**What you have to do**. Lines that contain the string "code" are to be copied; leave out all others.

**Material**.
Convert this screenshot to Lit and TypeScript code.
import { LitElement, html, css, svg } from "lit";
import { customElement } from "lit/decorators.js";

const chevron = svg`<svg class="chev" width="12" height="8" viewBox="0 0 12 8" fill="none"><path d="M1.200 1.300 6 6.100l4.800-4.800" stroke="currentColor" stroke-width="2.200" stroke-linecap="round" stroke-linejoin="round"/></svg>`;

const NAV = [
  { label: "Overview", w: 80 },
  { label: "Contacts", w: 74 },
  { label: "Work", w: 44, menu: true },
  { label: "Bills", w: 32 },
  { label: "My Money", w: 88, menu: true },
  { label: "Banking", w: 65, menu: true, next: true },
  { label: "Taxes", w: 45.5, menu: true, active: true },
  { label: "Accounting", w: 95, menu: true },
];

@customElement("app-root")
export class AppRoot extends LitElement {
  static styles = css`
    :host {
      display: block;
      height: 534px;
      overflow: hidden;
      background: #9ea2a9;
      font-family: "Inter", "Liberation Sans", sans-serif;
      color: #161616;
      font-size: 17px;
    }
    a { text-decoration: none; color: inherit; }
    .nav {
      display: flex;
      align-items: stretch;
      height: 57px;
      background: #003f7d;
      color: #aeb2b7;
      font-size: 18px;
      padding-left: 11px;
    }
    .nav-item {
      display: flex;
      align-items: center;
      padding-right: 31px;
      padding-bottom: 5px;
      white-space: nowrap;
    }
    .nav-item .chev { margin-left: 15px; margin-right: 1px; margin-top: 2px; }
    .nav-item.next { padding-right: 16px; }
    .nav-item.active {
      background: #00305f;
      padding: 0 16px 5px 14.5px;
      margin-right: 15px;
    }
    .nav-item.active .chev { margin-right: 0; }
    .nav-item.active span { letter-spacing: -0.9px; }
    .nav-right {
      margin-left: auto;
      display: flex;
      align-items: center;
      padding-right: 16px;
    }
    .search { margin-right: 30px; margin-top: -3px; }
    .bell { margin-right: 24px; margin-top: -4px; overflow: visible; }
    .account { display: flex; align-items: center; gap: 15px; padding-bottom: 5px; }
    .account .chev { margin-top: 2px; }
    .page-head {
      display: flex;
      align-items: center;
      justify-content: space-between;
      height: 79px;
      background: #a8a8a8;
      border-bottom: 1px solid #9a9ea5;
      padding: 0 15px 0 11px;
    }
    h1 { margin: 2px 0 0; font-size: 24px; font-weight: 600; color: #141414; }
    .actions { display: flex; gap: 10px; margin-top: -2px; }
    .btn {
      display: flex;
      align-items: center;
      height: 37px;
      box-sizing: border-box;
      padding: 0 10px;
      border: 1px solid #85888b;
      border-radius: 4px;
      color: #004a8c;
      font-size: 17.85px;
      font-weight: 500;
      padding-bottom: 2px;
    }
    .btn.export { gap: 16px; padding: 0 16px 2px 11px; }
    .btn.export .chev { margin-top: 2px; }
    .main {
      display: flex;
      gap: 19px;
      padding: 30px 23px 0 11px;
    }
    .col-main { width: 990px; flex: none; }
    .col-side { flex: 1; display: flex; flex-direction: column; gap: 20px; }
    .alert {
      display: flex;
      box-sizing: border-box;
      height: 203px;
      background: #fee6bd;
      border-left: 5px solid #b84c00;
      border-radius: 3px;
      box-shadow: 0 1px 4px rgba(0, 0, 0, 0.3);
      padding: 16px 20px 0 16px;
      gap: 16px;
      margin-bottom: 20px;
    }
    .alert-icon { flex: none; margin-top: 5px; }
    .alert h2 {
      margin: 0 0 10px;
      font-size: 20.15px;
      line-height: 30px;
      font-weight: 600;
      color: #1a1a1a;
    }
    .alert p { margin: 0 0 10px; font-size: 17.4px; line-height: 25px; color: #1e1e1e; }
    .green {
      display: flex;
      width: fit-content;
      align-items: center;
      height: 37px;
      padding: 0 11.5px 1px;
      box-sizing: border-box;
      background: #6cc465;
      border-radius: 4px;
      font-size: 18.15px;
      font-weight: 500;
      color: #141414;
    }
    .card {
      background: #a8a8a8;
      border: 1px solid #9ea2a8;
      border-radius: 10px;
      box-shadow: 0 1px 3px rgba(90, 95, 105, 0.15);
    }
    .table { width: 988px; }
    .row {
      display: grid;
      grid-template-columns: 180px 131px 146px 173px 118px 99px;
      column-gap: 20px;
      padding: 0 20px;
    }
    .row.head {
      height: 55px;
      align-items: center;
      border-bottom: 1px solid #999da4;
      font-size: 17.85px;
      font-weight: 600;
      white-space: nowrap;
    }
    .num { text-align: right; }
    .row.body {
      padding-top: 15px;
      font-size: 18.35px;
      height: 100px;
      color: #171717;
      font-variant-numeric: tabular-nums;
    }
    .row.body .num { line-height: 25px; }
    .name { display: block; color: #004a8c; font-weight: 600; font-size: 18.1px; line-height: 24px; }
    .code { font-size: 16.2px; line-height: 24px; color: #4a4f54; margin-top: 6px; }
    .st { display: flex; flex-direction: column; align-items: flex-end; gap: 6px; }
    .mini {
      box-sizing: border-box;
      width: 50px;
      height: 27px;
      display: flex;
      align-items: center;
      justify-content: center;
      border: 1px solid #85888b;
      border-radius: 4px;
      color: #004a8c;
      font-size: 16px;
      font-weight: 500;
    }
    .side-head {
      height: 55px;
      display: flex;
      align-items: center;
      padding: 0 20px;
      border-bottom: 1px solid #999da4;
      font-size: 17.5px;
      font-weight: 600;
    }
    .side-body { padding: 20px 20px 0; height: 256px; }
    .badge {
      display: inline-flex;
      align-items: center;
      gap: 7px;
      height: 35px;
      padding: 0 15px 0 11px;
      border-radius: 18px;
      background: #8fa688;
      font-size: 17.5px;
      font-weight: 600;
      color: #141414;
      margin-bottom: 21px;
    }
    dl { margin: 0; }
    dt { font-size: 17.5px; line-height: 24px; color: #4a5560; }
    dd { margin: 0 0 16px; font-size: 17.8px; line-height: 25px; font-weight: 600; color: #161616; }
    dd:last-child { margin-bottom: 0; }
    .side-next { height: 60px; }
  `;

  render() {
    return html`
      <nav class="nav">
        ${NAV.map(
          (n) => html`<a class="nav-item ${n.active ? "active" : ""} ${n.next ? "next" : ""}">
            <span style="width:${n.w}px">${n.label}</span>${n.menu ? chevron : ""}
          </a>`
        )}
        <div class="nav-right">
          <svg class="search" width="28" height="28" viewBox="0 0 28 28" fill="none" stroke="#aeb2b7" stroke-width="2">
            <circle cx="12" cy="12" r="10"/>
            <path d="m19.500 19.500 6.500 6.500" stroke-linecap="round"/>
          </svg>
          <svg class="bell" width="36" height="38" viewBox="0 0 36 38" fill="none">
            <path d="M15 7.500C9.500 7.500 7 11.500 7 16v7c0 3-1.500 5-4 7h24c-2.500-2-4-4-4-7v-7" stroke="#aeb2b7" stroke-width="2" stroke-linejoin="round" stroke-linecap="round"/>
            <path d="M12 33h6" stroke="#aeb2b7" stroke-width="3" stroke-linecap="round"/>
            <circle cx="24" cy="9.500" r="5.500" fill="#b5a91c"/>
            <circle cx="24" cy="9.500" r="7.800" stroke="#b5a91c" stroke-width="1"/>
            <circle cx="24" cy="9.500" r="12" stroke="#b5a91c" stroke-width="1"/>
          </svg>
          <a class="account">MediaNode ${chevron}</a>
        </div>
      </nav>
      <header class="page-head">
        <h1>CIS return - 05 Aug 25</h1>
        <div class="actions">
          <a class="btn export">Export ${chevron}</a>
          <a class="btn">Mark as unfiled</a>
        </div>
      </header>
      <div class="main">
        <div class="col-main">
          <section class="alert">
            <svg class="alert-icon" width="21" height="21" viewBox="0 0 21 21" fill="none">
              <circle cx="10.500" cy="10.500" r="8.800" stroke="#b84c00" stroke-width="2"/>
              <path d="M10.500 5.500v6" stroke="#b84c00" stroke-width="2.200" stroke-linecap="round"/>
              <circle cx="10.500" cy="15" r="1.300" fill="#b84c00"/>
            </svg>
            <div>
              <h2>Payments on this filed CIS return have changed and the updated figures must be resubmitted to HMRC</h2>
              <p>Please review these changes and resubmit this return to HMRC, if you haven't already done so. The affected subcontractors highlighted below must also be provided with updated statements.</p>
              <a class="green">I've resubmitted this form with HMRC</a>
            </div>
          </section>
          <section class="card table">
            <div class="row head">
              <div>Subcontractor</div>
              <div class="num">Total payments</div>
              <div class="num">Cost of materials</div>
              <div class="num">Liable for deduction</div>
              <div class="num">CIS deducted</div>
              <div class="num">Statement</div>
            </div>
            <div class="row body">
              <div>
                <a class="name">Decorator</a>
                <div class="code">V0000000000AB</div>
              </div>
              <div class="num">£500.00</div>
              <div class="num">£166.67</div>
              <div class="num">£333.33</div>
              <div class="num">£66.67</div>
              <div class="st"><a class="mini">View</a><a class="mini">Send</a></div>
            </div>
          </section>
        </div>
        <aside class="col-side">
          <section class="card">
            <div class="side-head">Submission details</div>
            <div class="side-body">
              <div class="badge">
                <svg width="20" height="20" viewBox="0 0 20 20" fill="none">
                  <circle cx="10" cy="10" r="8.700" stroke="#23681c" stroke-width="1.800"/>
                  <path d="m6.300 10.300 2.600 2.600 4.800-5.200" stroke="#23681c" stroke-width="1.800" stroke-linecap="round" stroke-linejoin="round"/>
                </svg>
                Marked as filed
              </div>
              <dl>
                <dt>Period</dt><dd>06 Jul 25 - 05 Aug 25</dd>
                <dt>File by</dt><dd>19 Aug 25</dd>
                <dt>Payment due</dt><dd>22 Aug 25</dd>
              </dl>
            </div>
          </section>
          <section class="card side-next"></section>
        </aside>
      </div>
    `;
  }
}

**Task result**.
Convert this screenshot to Lit and TypeScript code.
    .code { font-size: 16.2px; line-height: 24px; color: #4a4f54; margin-top: 6px; }
                <div class="code">V0000000000AB</div>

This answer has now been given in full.